When launching straight up (90° angle):

  • The horizontal component of velocity is zero, so the projectile moves only vertically.
  • It will rise to a maximum height and then fall back down.
  • The time of flight will be longer than for any other angle (for the same initial velocity).
  • The range will be zero (it lands directly below the launch point).
  • The impact velocity will equal the initial velocity (in magnitude) when it returns to the launch height, due to conservation of energy (ignoring air resistance).

If launched from a height, it will continue rising, stop momentarily at maximum height, then fall past the launch point to the ground below.

How accurate is this calculator for real-world applications?

This calculator provides excellent results for ideal conditions (no air resistance, constant gravity, flat Earth approximation). For most educational purposes and many practical applications, this level of accuracy is sufficient.

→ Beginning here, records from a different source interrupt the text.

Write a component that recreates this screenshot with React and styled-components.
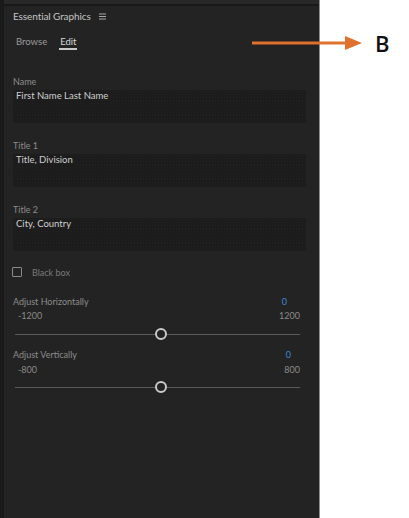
import React from "react";
import styled, { createGlobalStyle } from "styled-components";

const GlobalStyle = createGlobalStyle`
  html, body {
    margin: 0;
    padding: 0;
    background: #ffffff;
  }
  body {
    font-family: Lato, "Noto Sans", sans-serif;
  }
`;

const Page = styled.div`
  position: relative;
  display: flex;
  width: 409px;
  height: 518px;
  overflow: hidden;
`;

const Panel = styled.section`
  width: 320px;
  height: 518px;
  box-sizing: border-box;
  background: #232323;
  border-left: 4px solid #1a1a1a;
  border-right: 1px solid #8e8e8e;
  display: flex;
  flex-direction: column;
`;

const TopStrip = styled.div`
  height: 4px;
  background: #282828;
  border-bottom: 2px solid #191919;
`;

const Header = styled.div`
  display: flex;
  align-items: center;
  gap: 8px;
  padding: 4px 0 0 9px;
  height: 12px;
  font-size: 10px;
  color: #c4c4c4;
  letter-spacing: -0.1px;
`;

const Tabs = styled.div`
  display: flex;
  gap: 11px;
  padding-left: 11px;
  margin-top: 14px;
`;

const Tab = styled.div`
  font-size: 9.5px;
  line-height: 12px;
  color: ${(p) => (p.$active ? "#d8d8d8" : "#9a9a9a")};
  border-bottom: 2px solid ${(p) => (p.$active ? "#c8c8c8" : "transparent")};
  padding: 0 1px;
`;

const Body = styled.div`
  padding: 0 13px 0 9px;
  display: flex;
  flex-direction: column;
  margin-top: 26px;
`;

const Label = styled.div`
  font-size: 9px;
  line-height: 12px;
  color: #8c8c8c;
  margin-top: ${(p) => p.$top || 0}px;
`;

const TextBox = styled.div`
  margin-top: 2px;
  height: 33px;
  box-sizing: border-box;
  background-color: #1c1c1c;
  background-image: radial-gradient(#222 0.6px, transparent 0.7px);
  background-size: 3px 3px;
  padding: 0 3px;
  font-size: 9.5px;
  line-height: 11px;
  color: #cfcfcf;
`;

const CheckRow = styled.label`
  display: flex;
  align-items: center;
  gap: 10px;
  margin-top: 15px;
  height: 12px;
  font-size: 9px;
  color: #7a7a7a;
`;

const CheckBox = styled.span`
  width: 8px;
  height: 8px;
  margin-left: -1px;
  border: 1.5px solid #8a8a8a;
  border-radius: 1px;
`;

const RowBetween = styled.div`
  display: flex;
  justify-content: space-between;
  align-items: center;
  height: 12px;
  margin-top: ${(p) => p.$top || 0}px;
  padding: ${(p) => p.$pad || "0"};
`;

const SliderLabel = styled.span`
  font-size: 9px;
  color: #8c8c8c;
`;

const Value = styled.span`
  font-size: 9px;
  color: #3d85d6;
`;

const RangeText = styled.span`
  font-size: 9px;
  color: #8a8a8a;
`;

const Slider = styled.div`
  position: relative;
  margin: ${(p) => p.$top}px 6px 0 2px;
  height: 12px;
  display: flex;
  align-items: center;
`;

const Track = styled.div`
  flex: 1;
  height: 1px;
  background: #5a5a5a;
`;

const Thumb = styled.div`
  position: absolute;
  top: 0;
  width: 8px;
  height: 8px;
  border: 2px solid #c9c9c9;
  border-radius: 50%;
  background: #232323;
  transform: translateX(calc(-50% + 3px));
`;

const Callout = styled.svg`
  position: absolute;
  left: 252px;
  top: 36px;
`;

const Letter = styled.div`
  position: absolute;
  left: 375px;
  top: 28px;
  font-family: "Open Sans", "Liberation Sans", sans-serif;
  font-weight: 600;
  font-size: 22px;
  color: #111;
`;

const Menu = () => (
  <svg width="7" height="7" viewBox="0 0 7 7">
    <path d="M0 1h7M0 3.5h7M0 6h7" stroke="#a8a8a8" strokeWidth="1" />
  </svg>
);

const SliderField = ({ label, min, max, value, top, rangeTop, sliderTop, valuePad }) => {
  const pct = ((value - min) / (max - min)) * 100;
  return (
    <>
      <RowBetween $top={top} $pad={`0 ${valuePad}px 0 0`}>
        <SliderLabel>{label}</SliderLabel>
        <Value>{value}</Value>
      </RowBetween>
      <RowBetween $top={rangeTop} $pad="0 6px 0 5px">
        <RangeText>{min}</RangeText>
        <RangeText>{max}</RangeText>
      </RowBetween>
      <Slider $top={sliderTop}>
        <Track />
        <Thumb style={{ left: `${pct}%` }} />
      </Slider>
    </>
  );
};

export default function App() {
  return (
    <Page>
      <GlobalStyle />
      <Panel>
        <TopStrip />
        <Header>
          <span>Essential Graphics</span>
          <Menu />
        </Header>
        <Tabs>
          <Tab>Browse</Tab>
          <Tab $active>Edit</Tab>
        </Tabs>
        <Body>
          <Label>Name</Label>
          <TextBox>First Name Last Name</TextBox>
          <Label $top={17}>Title 1</Label>
          <TextBox>Title, Division</TextBox>
          <Label $top={17}>Title 2</Label>
          <TextBox>City, Country</TextBox>
          <CheckRow>
            <CheckBox />
            Black box
          </CheckRow>
          <SliderField label="Adjust Horizontally" min={-1200} max={1200} value={0} top={17} rangeTop={2} sliderTop={7} valuePad={19} />
          <SliderField label="Adjust Vertically" min={-800} max={800} value={0} top={8} rangeTop={3} sliderTop={6} valuePad={15} />
        </Body>
      </Panel>
      <Callout width="112" height="15" viewBox="0 0 112 15">
        <line x1="0" y1="7" x2="96" y2="7" stroke="#e0702e" strokeWidth="3" />
        <polygon points="93,0 110,7 93,14" fill="#e0702e" />
      </Callout>
      <Letter>B</Letter>
    </Page>
  );
}
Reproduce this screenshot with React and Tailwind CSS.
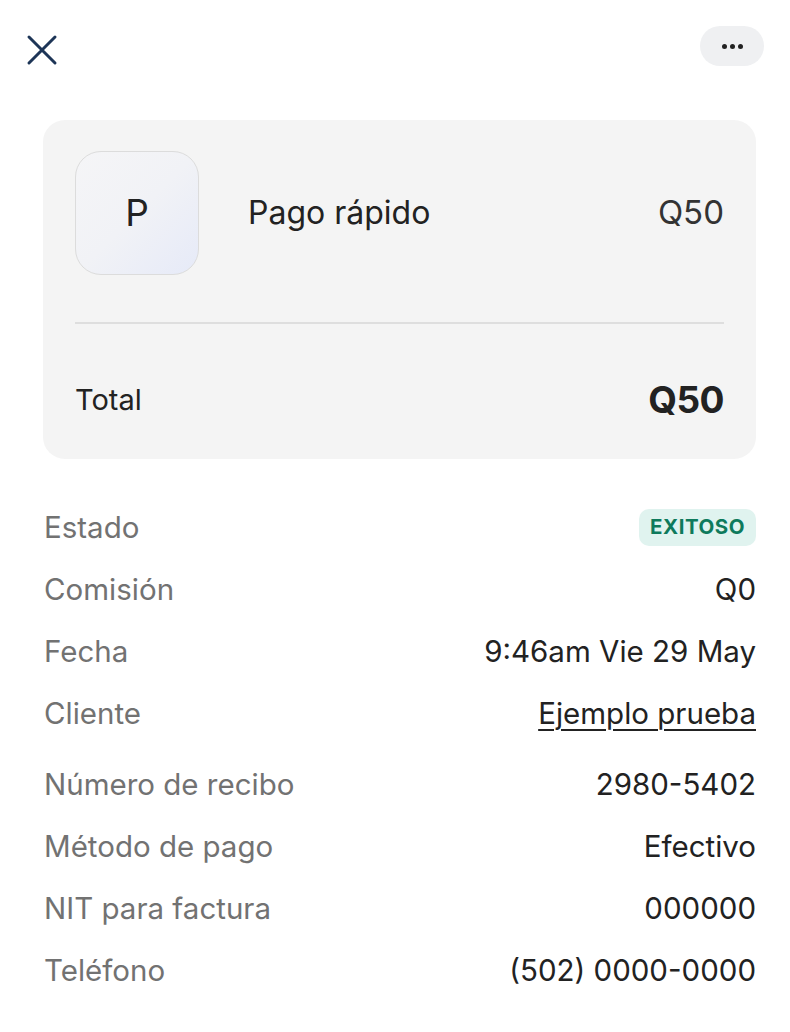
import React from "react";

const rows = [
  { label: "Comisión", value: "Q0" },
  { label: "Fecha", value: "9:46am Vie 29 May" },
  { label: "Cliente", value: "Ejemplo prueba", link: true },
  { label: "Número de recibo", value: "2980-5402" },
  { label: "Método de pago", value: "Efectivo" },
  { label: "NIT para factura", value: "000000" },
  { label: "Teléfono", value: "(502) 0000-0000" },
];

const App = () => {
  return (
    <div
      className="w-[790px] h-[1032px] bg-white overflow-hidden"
      style={{ fontFamily: "Inter, 'Liberation Sans', sans-serif" }}
    >
      {/* Top bar */}
      <div className="flex items-center justify-between pl-[26px] pr-[26px] pt-[26px] h-[66px]">
        <button className="w-[32px] h-[32px] flex items-center justify-center mt-[8px]">
          <svg width="32" height="32" viewBox="0 0 32 32" fill="none">
            <path
              d="M3 3L29 29M29 3L3 29"
              stroke="#1d3557"
              strokeWidth="3"
              strokeLinecap="round"
            />
          </svg>
        </button>
        <button className="w-[64px] h-[40px] rounded-full bg-[#eff0f2] flex items-center justify-center gap-[3px]">
          <span className="w-[5px] h-[5px] rounded-full bg-[#222]" />
          <span className="w-[5px] h-[5px] rounded-full bg-[#222]" />
          <span className="w-[5px] h-[5px] rounded-full bg-[#222]" />
        </button>
      </div>

      {/* Summary card */}
      <div className="ml-[43px] mr-[34px] mt-[54px] rounded-[22px] bg-[#f4f4f4] px-[32px] pt-[31px] pb-[31px]">
        <div className="flex items-center">
          <div className="w-[124px] h-[124px] rounded-[26px] border border-[#dcdcdc] bg-gradient-to-br from-[#f5f5f7] via-[#f1f2f6] to-[#e6eaf8] flex items-center justify-center">
            <span className="text-[37px] text-[#222]">P</span>
          </div>
          <span className="ml-[49px] text-[32px] text-[#222]">Pago rápido</span>
          <span className="ml-auto text-[33px] text-[#333]">Q50</span>
        </div>
        <div className="h-[2px] bg-[#dedede] mt-[47px]" />
        <div className="flex items-center justify-between mt-[48px]">
          <span className="text-[29px] text-[#222]">Total</span>
          <span className="text-[37px] font-bold text-[#222] tracking-[-0.5px]">Q50</span>
        </div>
      </div>

      {/* Details */}
      <div className="ml-[44px] mr-[34px] mt-[50px] flex flex-col">
        <div className="flex items-center justify-between h-[38px]">
          <span className="text-[29.5px] text-[#727272]">Estado</span>
          <span className="px-[11px] h-[37px] flex items-center rounded-[10px] bg-[#e0f3ef] text-[20.5px] font-bold text-[#0e7a5c] tracking-[0.5px]">
            EXITOSO
          </span>
        </div>
        {rows.map((r, i) => (
          <div
            key={r.label}
            className={`flex items-center justify-between h-[38px] ${i === 3 ? "mt-[33px]" : "mt-[24px]"}`}
          >
            <span className="text-[29.5px] text-[#727272]">{r.label}</span>
            <span
              className={
                r.link
                  ? "text-[29.5px] text-[#222] underline underline-offset-[5px] decoration-[2px]"
                  : "text-[29.5px] text-[#222]"
              }
            >
              {r.value}
            </span>
          </div>
        ))}
      </div>
    </div>
  );
};

export default App;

However, for high-precision real-world applications, you would need to account for:

  • Air resistance (which depends on the projectile's shape, size, and velocity)
  • Wind speed and direction
  • Earth's curvature (for very long ranges)
  • Coriolis effect (for very long ranges or high altitudes)
  • Variations in gravity with altitude
  • Spin or rotation of the projectile
  • Temperature and humidity effects on air density

For most short-range applications (like sports or small-scale engineering problems), the ideal calculations are accurate to within a few percent.

What is the equation for the trajectory of a projectile launched from a height?

The trajectory (path) of a projectile launched from height h₀ with initial velocity v₀ at angle θ can be described by the following equation:

y = h₀ + x·tanθ - (g·x²)/(2·v₀²·cos²θ)

Where:

  • y is the vertical position
  • x is the horizontal position
  • h₀ is the initial height
  • v₀ is the initial velocity
  • θ is the launch angle
  • g is the acceleration due to gravity

This is a quadratic equation in x, which explains why the trajectory is parabolic. The equation can be derived by eliminating time (t) from the horizontal and vertical position equations.